1.25.10 The Empire Strikes Back
I've entered the Inland (aka Evil) Empire, my sister's lair that lies northeast of Los Angeles. Living at the foot of Mount Baldy makes for some impressive scenery. Looking up, your gaze rises from arid, sunny chapparal to snowy peaks. Also known as Mount San Antonio or Old Baldy (so-called for the lack of trees at its summit), the tallest point is at about 10,000 feet above sea level, making it the highest in the San Gabriel mountains. The Tongva Indian tribe call the mountain Yoát or Joat, which means snow. It's splendid and majestic, lording it over this flat plain. Susi and Seth treated us to a delicious dinner of a garlicky stew of root vegetables with fennel-spiked turkey meatballs and a crisp endive salad.
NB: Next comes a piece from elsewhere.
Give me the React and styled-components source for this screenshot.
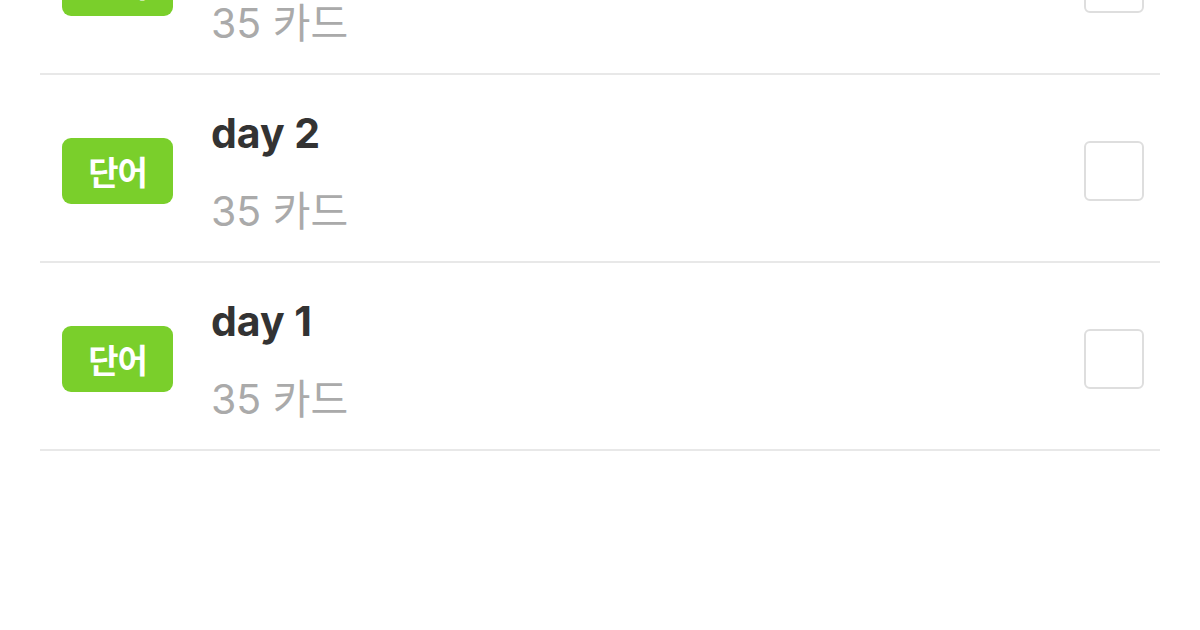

For dessert, Seth made a variation on one of my favorite cakes, with whole oranges and almond flour (gluten-free!)—I actually posted the recipe here some months back. His version also includes whole lime. I'll bet you can modify the recipe with all manner of citrus—tangerines, grapefruit, yuzu—to great effect. The inclusion of the whole fruit, rind and all (boiled until soft), contributes an interesting note of bitterness to this dense, not-too-sweet cake.
All this (including a wonderful reunion with my young nephew, all grown up into a handsome man) came on the heels of a delightful visit to Marilee and Reinhard's new house in Agoura Hills. Big sky, hawks circling overhead, horses next door—is this really LA? And they have the ultimate kitchen for entertaining: multiple Sub-Zeros, a built-in espresso maker, a big stone fireplace (I'll be roasting something in there next time). Almost automatically, Marilee has begun to morph into a true domestic goddess. She made this dish for breakfast that I'll have to try to re-create. A puree of butternut squash stirred into polenta, topped with sauteed chard and dandelions greens, and finished with a melty topping of fontina. Eating this is a great way to start the day, especially when you're sitting in a pool of yellow sunshine, dogs underfoot, with the smell of the Meyer lemon tree wafting in through the open window.